Billy Strings Signs to Rounder, Sets Release of New Album “HOME”

If you’re eyes are solely affixed to Texas and Kentucky, and the Outlaw and underground scenes for who may rise up among the ranks of musicians and help save country music, you’re gaze is overshooting one of the most impressive classes of young bluegrass musicians the subgenre has birthed in history. And right atop that class is the Michigan-born and Nashville-based Billy Strings, who is a guitar-playing maestro second to none, and an impressive singer/songwriter to boot.

Billy’s debut 2017 album Turmoil & Tinfoil earned high marks from Saving Country Music, and in 2018, he was named the #2 best live performer only behind the high and mighty Mike and the Moonpies. Now Billy Strings has officially signed to Rounder Records, and will be releasing his latest album HOME on September 27th, 2019. Don’t be surprised if it launches him into the stratosphere of not just bluegrass, but country and Americana, and the world of music beyond where Billy wows crowds from the jam band and rock world, and even jazz and experimental music with his other-worldly improvisation and musical imagination.

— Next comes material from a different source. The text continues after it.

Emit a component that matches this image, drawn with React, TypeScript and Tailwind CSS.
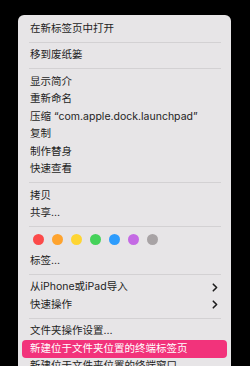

“Rounder has set a very high bar in its nearly 50 years of presenting some of the best virtuosic acoustic music of all time,” says Rounder President John Strohm. Billy is not only an instrumentalist to rival the finest talents on Rounder’s historic roster, but he’s also a phenomenal singer, writer, collaborator, and live performer. It is our great honor and privilege to have the opportunity to work with such a brilliant, innovative young artist to complement Rounder’s outstanding musical tradition.”

HOME was recorded at the legendary Blackbird Studios and Zac Brown-owned Southern Ground in Nashville. Producer Glenn Brown, who worked with Billy on his debut album, returns on the new effort. Also joining Billy Strings in the studio is frequent collaborator and fellow fast rising bluegrass star Molly Tuttle, dobro master Jerry Douglas, along with Billy’s own backing band that’s been playing some 200 shows a year—banjo player Billy Failing, bassist Royal Masat, and mandolin player Jarrod Walker.

As Saving Country Music has said about Billy Strings before, “The only way to describe the Billy Strings live experience is like tripping without acid. The compositional fortitude is so soaring, it opens up recess in your mind that are otherwise inaccessible. In a word, Billy Strings is a modern-day musical virtuoso.”